SET EXERCISE — Identify every line in the records below that contains the word "this", and reproduce each one.

DATA EXTRACT —
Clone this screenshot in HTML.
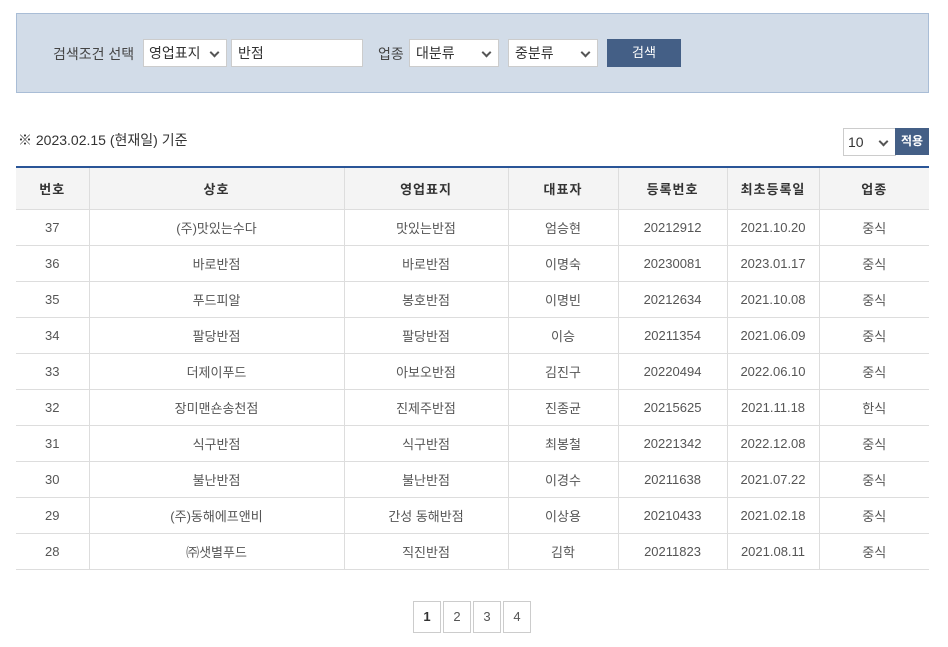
<!DOCTYPE html>
<html><head><meta charset="utf-8"><style>
*{box-sizing:border-box;margin:0;padding:0}
body{width:948px;height:647px;background:#fff;font-family:"Liberation Sans","Noto Sans CJK KR",sans-serif;color:#333;font-size:14px;position:relative;overflow:hidden}
.panel{position:absolute;left:16px;top:13px;width:913px;height:80px;background:#d2dce8;border:1px solid #a9bdd6}
.a{position:absolute}
.sel,.inp{position:absolute;background:#fff;border:1px solid #ccc;height:28px;font-size:14px;line-height:26px;padding-left:6px;color:#333}
.chev{position:absolute;right:8px;top:9px;width:7px;height:7px;border-right:2px solid #555;border-bottom:2px solid #555;transform:rotate(45deg)}
.btn{position:absolute;left:607px;top:39px;width:74px;height:28px;background:#445f86;color:#fff;font-size:13px;text-align:center;line-height:28px}
table{position:absolute;left:16px;top:166px;width:913px;border-collapse:collapse;border-top:2px solid #2a5597}
th{background:#f4f4f4;height:42px;font-weight:bold;font-size:13px;color:#333;border:1px solid #ddd;border-top:none;letter-spacing:1px}
td{height:36px;text-align:center;border:1px solid #ddd;font-size:13px;color:#555}
th:first-child,td:first-child{border-left:none}th:last-child,td:last-child{border-right:none}
.pg{position:absolute;top:601px;width:28px;height:32px;border:1px solid #ccc;text-align:center;line-height:30px;font-size:13px;color:#555}
</style></head><body>
<div class="panel"></div>
<div class="a" style="left:53px;top:44px;font-size:14px;color:#444">검색조건 선택</div>
<div class="sel" style="left:143px;top:39px;width:84px;padding-left:5px">영업표지<span class="chev"></span></div>
<div class="inp" style="left:231px;top:39px;width:132px">반점</div>
<div class="a" style="left:378px;top:44px;color:#444">업종</div>
<div class="sel" style="left:409px;top:39px;width:90px">대분류<span class="chev"></span></div>
<div class="sel" style="left:508px;top:39px;width:90px">중분류<span class="chev"></span></div>
<div class="btn">검색</div>
<div class="a" style="left:18px;top:130px;font-size:14px;color:#333">※ 2023.02.15 (현재일) 기준</div>
<div class="sel" style="left:843px;top:128px;width:53px;height:28px;font-size:14px;padding-left:4px">10<span class="chev"></span></div>
<div class="a" style="left:895px;top:128px;width:34px;height:27px;background:#445f86;color:#fff;font-size:12px;font-weight:bold;text-align:center;line-height:27px">적용</div>
<table>
<tr><th style="width:73px">번호</th><th style="width:255px">상호</th><th style="width:164px">영업표지</th><th style="width:110px">대표자</th><th style="width:109px">등록번호</th><th style="width:92px">최초등록일</th><th>업종</th></tr>
<tr><td>37</td><td>(주)맛있는수다</td><td>맛있는반점</td><td>엄승현</td><td>20212912</td><td>2021.10.20</td><td>중식</td></tr>
<tr><td>36</td><td>바로반점</td><td>바로반점</td><td>이명숙</td><td>20230081</td><td>2023.01.17</td><td>중식</td></tr>
<tr><td>35</td><td>푸드피알</td><td>봉호반점</td><td>이명빈</td><td>20212634</td><td>2021.10.08</td><td>중식</td></tr>
<tr><td>34</td><td>팔당반점</td><td>팔당반점</td><td>이승</td><td>20211354</td><td>2021.06.09</td><td>중식</td></tr>
<tr><td>33</td><td>더제이푸드</td><td>아보오반점</td><td>김진구</td><td>20220494</td><td>2022.06.10</td><td>중식</td></tr>
<tr><td>32</td><td>장미맨숀송천점</td><td>진제주반점</td><td>진종균</td><td>20215625</td><td>2021.11.18</td><td>한식</td></tr>
<tr><td>31</td><td>식구반점</td><td>식구반점</td><td>최봉철</td><td>20221342</td><td>2022.12.08</td><td>중식</td></tr>
<tr><td>30</td><td>불난반점</td><td>불난반점</td><td>이경수</td><td>20211638</td><td>2021.07.22</td><td>중식</td></tr>
<tr><td>29</td><td>(주)동해에프앤비</td><td>간성 동해반점</td><td>이상용</td><td>20210433</td><td>2021.02.18</td><td>중식</td></tr>
<tr><td>28</td><td>㈜샛별푸드</td><td>직진반점</td><td>김학</td><td>20211823</td><td>2021.08.11</td><td>중식</td></tr>
</table>
<div class="pg" style="left:413px;font-weight:bold;color:#333">1</div>
<div class="pg" style="left:443px">2</div>
<div class="pg" style="left:473px">3</div>
<div class="pg" style="left:503px">4</div>
</body></html>
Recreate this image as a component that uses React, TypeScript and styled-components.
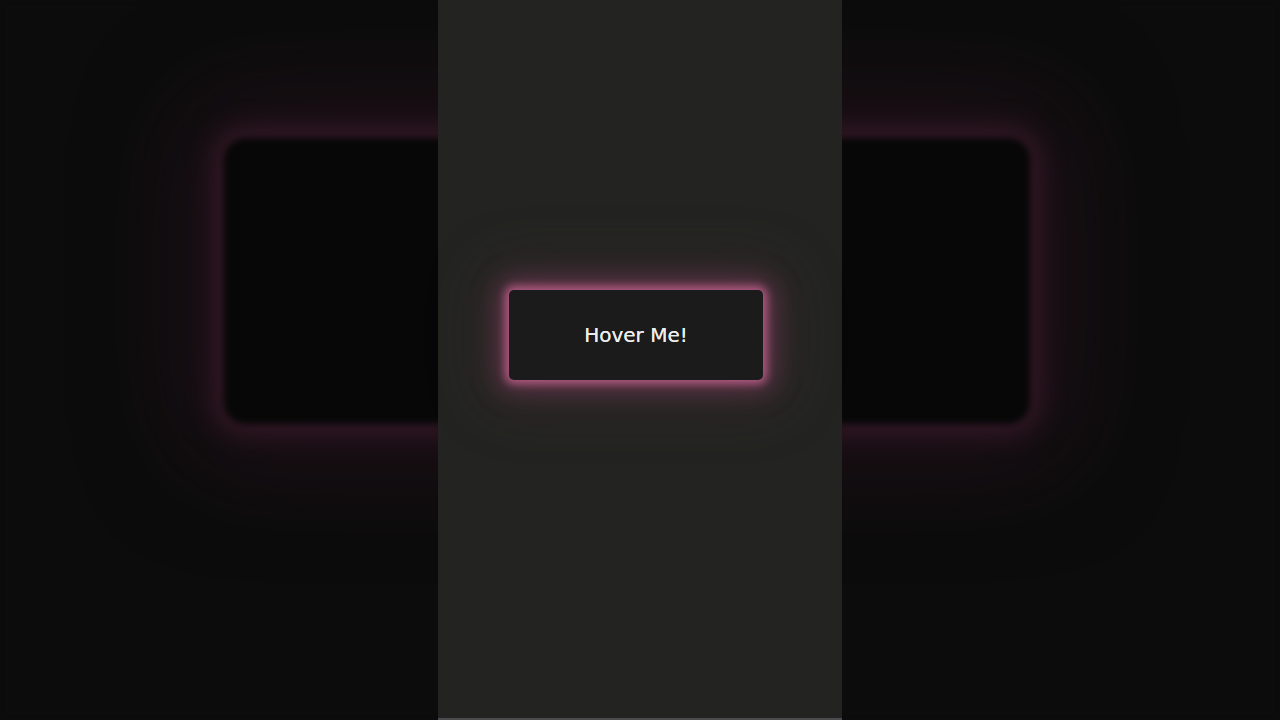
import React from "react";
import styled, { createGlobalStyle } from "styled-components";

const GlobalStyle = createGlobalStyle`
  html, body {
    margin: 0;
    padding: 0;
    background: #0c0c0c;
    font-family: "DejaVu Sans", Verdana, sans-serif;
  }
  #root {
    width: 1280px;
    height: 720px;
    overflow: hidden;
  }
`;

const Stage = styled.div`
  display: grid;
  width: 1280px;
  height: 720px;
  overflow: hidden;
`;

// blurred, enlarged copy of the frame filling the letterbox
const Backdrop = styled.div`
  grid-area: 1 / 1;
  display: flex;
  flex-direction: column;
  padding: 138px 250px 0 224px;
  background: #0c0c0c;
  filter: blur(3px);
`;

const BigCard = styled.div`
  width: 806px;
  height: 286px;
  border-radius: 22px;
  background: #070707;
  box-shadow: 0 0 24px 12px rgba(52, 24, 38, 0.9),
    0 0 100px 40px rgba(44, 20, 32, 0.55);
`;

const Foreground = styled.div`
  grid-area: 1 / 1;
  position: relative;
  z-index: 1;
  display: flex;
  justify-content: center;
`;

const Column = styled.div`
  width: 404px;
  height: 720px;
  box-sizing: border-box;
  background: #232421;
  border-bottom: 2px solid #4a4b4d;
  display: flex;
  flex-direction: column;
  align-items: center;
  padding-top: 290px;
`;

const GlowButton = styled.button`
  width: 254px;
  height: 90px;
  margin-right: 8px;
  border: none;
  border-radius: 5px;
  background: #1b1b1b;
  color: #ededed;
  font-family: "DejaVu Sans", Verdana, sans-serif;
  font-size: 20px;
  text-shadow: 0 0 0.6px #ededed;
  cursor: pointer;
  box-shadow: 0 0 8px 4px rgba(190, 95, 140, 0.85),
    0 0 26px 12px rgba(150, 70, 110, 0.45),
    0 0 60px 22px rgba(80, 45, 60, 0.3);
`;

export default function App(): React.JSX.Element {
  return (
    <>
      <GlobalStyle />
      <Stage>
        <Backdrop>
          <BigCard />
        </Backdrop>
        <Foreground>
          <Column>
            <GlowButton>Hover Me!</GlowButton>
          </Column>
        </Foreground>
      </Stage>
    </>
  );
}
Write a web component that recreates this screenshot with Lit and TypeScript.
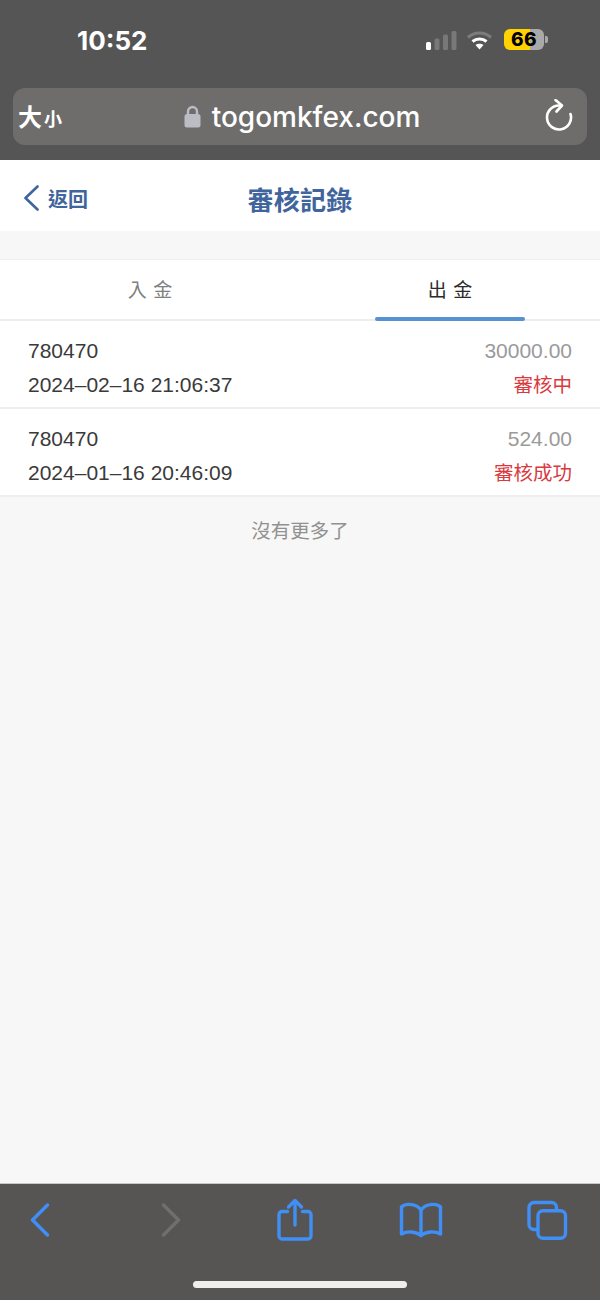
import { LitElement, html, css, svg } from 'lit';
import { customElement, state } from 'lit/decorators.js';

interface Rec {
  id: string;
  time: string;
  amount: string;
  status: string;
}

const records: Rec[] = [
  { id: '780470', time: '2024–02–16 21:06:37', amount: '30000.00', status: '審核中' },
  { id: '780470', time: '2024–01–16 20:46:09', amount: '524.00', status: '審核成功' },
];

const icon = (w: number, h: number, body: unknown) => html`
  <svg width=${w} height=${h} viewBox="0 0 ${w} ${h}" fill="none" stroke="currentColor"
    stroke-width="3.4" stroke-linecap="round" stroke-linejoin="round">${body}</svg>
`;

@customElement('app-root')
export class AppRoot extends LitElement {
  @state() tab = 1;

  static styles = css`
    :host {
      display: block;
      width: 600px;
      height: 1300px;
      background: #f8f7f7;
      font-family: "Liberation Sans", "Noto Sans CJK TC", sans-serif;
      overflow: hidden;
    }
    .page {
      height: 1300px;
      display: flex;
      flex-direction: column;
    }
    .top {
      height: 160px;
      box-sizing: border-box;
      background: #565555;
      padding: 0 13px;
    }
    .status {
      height: 88px;
      display: flex;
      align-items: flex-start;
      justify-content: space-between;
    }
    .clock {
      margin: 27px 0 0 64px;
      color: #fff;
      font-family: Inter, "Liberation Sans", sans-serif;
      font-size: 26px;
      line-height: 28px;
      font-weight: 700;
    }
    .indicators {
      display: flex;
      align-items: center;
      margin: 29px 43px 0 0;
    }
    .batt {
      position: relative;
      margin-left: 11px;
      width: 40px;
      height: 21px;
      border-radius: 6px;
      background: linear-gradient(90deg, #ffd200 0 66%, #a9a9a9 66%);
      color: #000;
      font-family: Inter, "Liberation Sans", sans-serif;
      font-size: 19px;
      line-height: 21px;
      font-weight: 800;
      letter-spacing: 0.5px;
      text-align: center;
    }
    .batt::after {
      content: "";
      position: absolute;
      right: -4px;
      top: 7px;
      width: 3px;
      height: 7px;
      border-radius: 0 2px 2px 0;
      background: #a9a9a9;
    }
    .url {
      height: 57px;
      border-radius: 12px;
      background: #6e6d6c;
      color: #fff;
      display: grid;
      grid-template-columns: 60px 1fr 60px;
      align-items: center;
    }
    .size {
      padding: 0 0 2px 5px;
      font-size: 24px;
      font-weight: 700;
      white-space: nowrap;
      display: flex;
      align-items: baseline;
      gap: 2px;
    }
    .size small {
      font-size: 18px;
    }
    .domain {
      display: flex;
      align-items: center;
      justify-content: center;
      gap: 11px;
      font-size: 28px;
      font-weight: 500;
      font-family: Inter, "Liberation Sans", sans-serif;
      padding-left: 4px;
    }
    .reload {
      display: flex;
      justify-content: flex-end;
      padding: 0 14px 3px 0;
    }
    .nav {
      height: 71px;
      box-sizing: border-box;
      padding-top: 5px;
      background: #fff;
      display: grid;
      grid-template-columns: 1fr auto 1fr;
      align-items: center;
      color: #3f659c;
    }
    .back {
      display: flex;
      align-items: center;
      gap: 9px;
      padding-left: 24px;
      font-size: 20px;
      font-weight: 700;
    }
    .title {
      font-size: 26px;
      font-weight: 700;
      letter-spacing: 0.3px;
    }
    .tabs {
      margin-top: 28px;
      height: 62px;
      box-sizing: border-box;
      background: #fff;
      border-top: 1px solid #f0eff0;
      border-bottom: 2px solid #eeeeef;
      display: grid;
      grid-template-columns: 1fr 1fr;
    }
    .tab {
      position: relative;
      display: flex;
      align-items: center;
      justify-content: center;
      font-size: 19px;
      letter-spacing: 6.5px;
      padding-left: 6.5px;
      color: #808080;
      box-sizing: border-box;
      padding-bottom: 2px;
    }
    .tab.on {
      color: #2c2c2c;
    }
    .tab.on::after {
      content: "";
      position: absolute;
      left: 75px;
      right: 75px;
      bottom: -2px;
      height: 4px;
      border-radius: 2px;
      background: #5692cf;
    }
    .row {
      height: 88px;
      box-sizing: border-box;
      background: #fff;
      border-bottom: 2px solid #efeef2;
      padding: 13px 28px 0;
      display: grid;
      grid-template-columns: 1fr auto;
      grid-auto-rows: 34px;
      align-items: center;
      font-size: 21px;
      color: #3a3a3a;
    }
    .row:last-of-type {
      height: 87px;
      padding-top: 15px;
      grid-auto-rows: 33px;
      border-bottom: 1px solid #eeeeee;
    }
    .amount {
      text-align: right;
      color: #9a9a9a;
    }
    .state {
      text-align: right;
      font-size: 19.5px;
      padding-bottom: 3px;
      color: #d83a3f;
    }
    .more {
      text-align: center;
      margin-top: 21px;
      font-size: 19.5px;
      line-height: 26px;
      color: #919191;
    }
    .spacer {
      flex: 1;
    }
    .bar {
      position: relative;
      height: 117px;
      box-sizing: border-box;
      background: #565554;
      border-top: 1px solid #c9c9c9;
      color: #3f8ff7;
    }
    .tools {
      display: grid;
      grid-template-columns: 80px 182px 66px 186px 66px;
    }
    .tool {
      height: 72px;
      display: flex;
      align-items: center;
      justify-content: center;
    }
    .tool.off {
      color: #6f6f6f;
    }
    .home {
      position: absolute;
      left: 193px;
      top: 97px;
      width: 214px;
      height: 7px;
      border-radius: 4px;
      background: #eeeeee;
    }
  `;

  render() {
    return html`
      <div class="page">
        <div class="top">
          <div class="status">
            <div class="clock">10:52</div>
            <div class="indicators">
              <svg width="31" height="20" viewBox="0 0 31 20">
                <rect x="0" y="12" width="5" height="8" rx="1.5" fill="#fff"></rect>
                <rect x="8.5" y="8.500" width="5" height="11.500" rx="1.5" fill="#787878"></rect>
                <rect x="17" y="4.500" width="5" height="15.500" rx="1.5" fill="#787878"></rect>
                <rect x="25.500" y="1" width="5" height="19" rx="1.5" fill="#787878"></rect>
              </svg>
              <svg style="margin-left:9px" width="27" height="20" viewBox="0 0 27 20" fill="none" stroke-linecap="butt">
                <path d="M2 7.500C8.500 1.500 18.500 1.500 25 7.500" stroke="#7c7c7c" stroke-width="3.200"></path>
                <path d="M6.500 11.500C10.500 8 16.500 8 20.500 11.500" stroke="#fff" stroke-width="3"></path>
                <path d="M13.500 19.500L9.500 15C11.700 13.300 15.300 13.300 17.500 15Z" fill="#fff"></path>
              </svg>
              <div class="batt">66</div>
            </div>
          </div>
          <div class="url">
            <div class="size">大<small>小</small></div>
            <div class="domain">
              <svg width="17" height="23" viewBox="0 0 17 23" fill="none">
                <path d="M4 10V6.500a4.500 4.500 0 0 1 9 0V10" stroke="#bcbcc4" stroke-width="2.400"></path>
                <rect x="0.500" y="9" width="16" height="13.500" rx="2.500" fill="#bcbcc4"></rect>
              </svg>
              <span>togomkfex.com</span>
            </div>
            <div class="reload">
              <svg width="28" height="32" viewBox="0 0 28 32" fill="none" stroke="#fff" stroke-width="2.600"
                stroke-linecap="round" stroke-linejoin="round">
                <path d="M14 6.500A12 12 0 1 0 25.500 15"></path>
                <path d="M10.500 1L17 6.500L11.500 12.500"></path>
              </svg>
            </div>
          </div>
        </div>

        <div class="nav">
          <div class="back">
            <svg width="15" height="26" viewBox="0 0 15 26" fill="none" stroke="#3f659c" stroke-width="2.600"
              stroke-linecap="round" stroke-linejoin="round"><path d="M13.500 1.500L1.500 13L13.500 24.500"></path></svg>
            <span>返回</span>
          </div>
          <div class="title">審核記錄</div>
          <div></div>
        </div>

        <div class="tabs">
          ${['入金', '出金'].map(
            (t, i) => html`<div class="tab ${i === this.tab ? 'on' : ''}" @click=${() => (this.tab = i)}>${t}</div>`
          )}
        </div>

        ${records.map(
          (r) => html`
            <div class="row">
              <div>${r.id}</div>
              <div class="amount">${r.amount}</div>
              <div>${r.time}</div>
              <div class="state">${r.status}</div>
            </div>
          `
        )}
        <div class="more">沒有更多了</div>
        <div class="spacer"></div>

        <div class="bar">
          <div class="tools">
            <div class="tool">
              ${icon(20, 34, svg`<path d="M17.500 2L2.500 17L17.500 32" />`)}
            </div>
            <div class="tool off">
              ${icon(20, 34, svg`<path d="M2.500 2L17.500 17L2.500 32" />`)}
            </div>
            <div class="tool">
              ${icon(36, 44, svg`
                <path d="M10.500 13.500H5a3 3 0 0 0-3 3V38a3 3 0 0 0 3 3H31a3 3 0 0 0 3-3V16.500a3 3 0 0 0-3-3H25.500" />
                <path d="M18 27V3" />
                <path d="M11.500 9L18 2.500L24.500 9" />
              `)}
            </div>
            <div class="tool">
              ${icon(44, 36, svg`
                <path d="M22 8C18 2 7 0.500 2.500 5V32C8 29 17 29 22 33.500C27 29 36 29 41.500 32V5C37 0.500 26 2 22 8Z" />
                <path d="M22 8V33" />
              `)}
            </div>
            <div class="tool">
              ${icon(42, 40, svg`
                <path d="M11 29.500H8a5 5 0 0 1-5-5V7.500a5 5 0 0 1 5-5H25.500a5 5 0 0 1 5 5V10.500" />
                <rect x="12" y="10.700" width="27.500" height="27.500" rx="5" />
              `)}
            </div>
          </div>
          <div class="home"></div>
        </div>
      </div>
    `;
  }
}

TASK ANSWER —
Clone this screenshot in HTML.
Recreate this image as a component that uses React, TypeScript and styled-components.
Write a web component that recreates this screenshot with Lit and TypeScript.
            (t, i) => html`<div class="tab ${i === this.tab ? 'on' : ''}" @click=${() => (this.tab = i)}>${t}</div>`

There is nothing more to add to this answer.